The coaches are hired by a Japanese government program that sends Japanese experts and money around the world to aid infrastructure and environmental projects as well as to teach cultural exports, like Japanese cooking, language and kendo.

There are nine baseball coaches in Brazil in the current cohort. As usual, nearly all of them are in São Paulo, home to the largest Japanese community outside Japan.

“I was actually surprised that the level of baseball in Brazil is quite high,” Mr. Shimura said, noting that Brazil’s national baseball team finished a surprising second in the Pan American Games last year. “But that is only in São Paulo.”

Mr. Shimura was not assigned there. Instead, he is the program’s second Japanese coach in Brazil’s mecca of samba and soccer: Rio.

Mr. Shimura’s life has revolved around baseball. He said he latched onto the sport as a child as an escape from the taunting he endured for sharing his birth name with one of Japan’s most famous slapstick comedians, Ken Shimura. (He later changed his name.)

Then it turned out he was very good at the sport — an outfielder who could field, hit and run — and he enrolled in an elite baseball school to pursue dreams of playing in Japan’s major leagues.

But he never made it past the semipro circuit. In that league, each team is owned by a large Japanese corporation, and players split their time between baseball and work. Mr. Shimura played for Kawai Musical Instruments, building pianos in the morning and practicing in the afternoon.

After seven years, he moved to coaching, eventually at a high school where he led teams to Japan’s prestigious national baseball tournament. But he said he has never had a challenge like what he faces in Rio.

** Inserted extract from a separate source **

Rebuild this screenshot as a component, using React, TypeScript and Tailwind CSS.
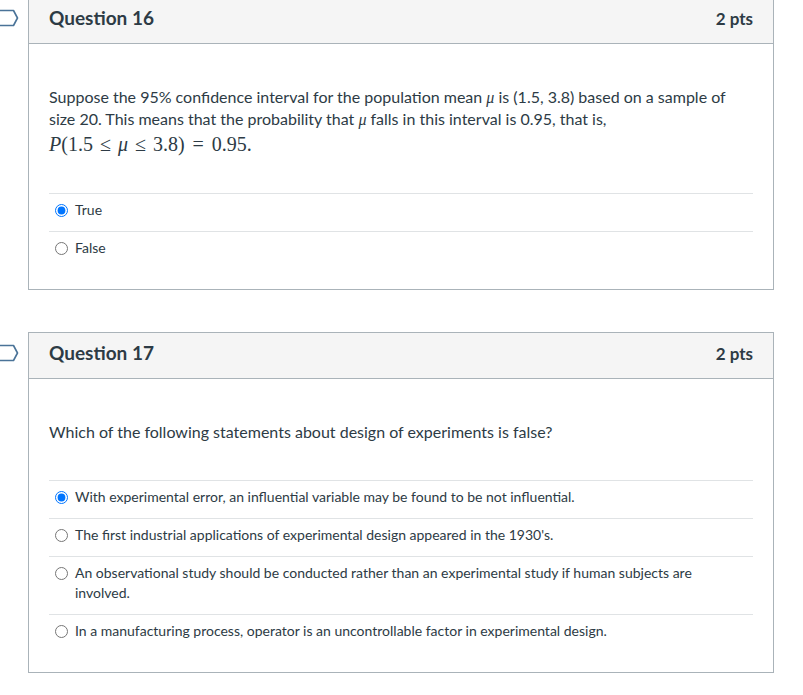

When he decided to go abroad, leaving his wife and adult children for two years, he hoped to give back while having an adventure. He had dreams of developing talented young players in a baseball hotbed like the Dominican Republic.

Instead, he found himself instructing adults who had first picked up a baseball, in some cases, just weeks before. The team in Rio competes periodically against five other teams in the Rio suburbs, where there are more baseball diamonds and where Mr. Shimura also coaches on weekends.

“To be honest, I was like: ‘Ouch. Why did I do this?’” he recalled in his sparse, meticulously organized Rio rental unit, complete with a hot plate. (He receives a stipend from the Japanese government to cover his living expenses.) “But then there was a turning point. I said, I’m not going to focus on what’s missing here. I’m going to focus on what can be built.”

So Mr. Shimura started with the basics. At a recent practice, using a mix of Japanese, basic Portuguese and pantomime, he demonstrated stances on how to field ground balls and throw to a base.

As he scurried and hopped around the field, it was clear he had more energy than the players. And he was constantly talking, offering loud, positive encouragement, even though the players weren’t exactly sure what he was saying.

“You have to decipher,” said Aluisio Carvalho, 23, a teacher wearing a Toronto Blue Jays hat. “Even if you don’t understand a word he said, when he demonstrates the movement, you at least have a notion of what to do.”

The players have begun using some Japanese words — shoto for shortstop and fasto for first base, for instance — and even now sometimes bow on the field, mirroring their coach.

Mr. Shimura has also tried to impart some hallmarks of Japanese baseball. He spent time trying to explain why teamwork is important, drawing diagrams of plays. He showed his students how to maintain the field and equipment. And he demonstrated how to give respect to umpires and competitors. “I want to teach more than just baseball,” he said.

The Brazilians said they were attracted to baseball by American movies or Japanese anime — one said his introduction to the sport was a Woody Woodpecker cartoon — and then they fell in love with the novelty and pace of the game once they tried it. “You can be skinny and play, and you can be fat,” said Luan David, 18, who is studying to be a sommelier.

The players said they were inspired by Mr. Shimura’s nonstop energy and positivity. “He’s much more of a motivational coach than a strictly professional one,’’ said Rafael Dantas, 29, an information technology worker and pitcher. “More emotional than regimented. And for the level we’re playing at, that’s worth a lot more.”

“He’s a real teacher,” he added. “A true sensei.”

Mr. Dantas is one of the longest-tenured players, first introduced to baseball at a Japanese cultural event in Rio eight years ago. He and other more experienced players make up the core of the team — the “Cariocas” — which plays at a dirt baseball diamond along Rio’s picturesque lagoon and in view of its famous mountain ranges. The location draws plenty of curiosity from passers-by who have never seen live baseball. That is partly why Mr. Shimura is coaching so many novices.

Marcio Ramos, 44, a motorcycle delivery man, was at his fifth practice. He had wandered up to ask questions weeks earlier — the most he knew about baseball was from watching the Brad Pitt film “Moneyball” — and now he had learned how to hit from Mr. Shimura. “He speaks the universal language of sport,” Mr. Ramos said. “You basically translate what he wants without understanding what he says.”

A few minutes later, Mr. Ramos hit a ball over the fence for the first time. Mr. Shimura screamed in delight. “Muscle!” Mr. Shimura said, running up to squeeze Mr. Ramos’s biceps.

“I try to be happy with the little things that can be achieved,” Mr. Shimura said. “When they improve little by little, that’s where I find my joy.”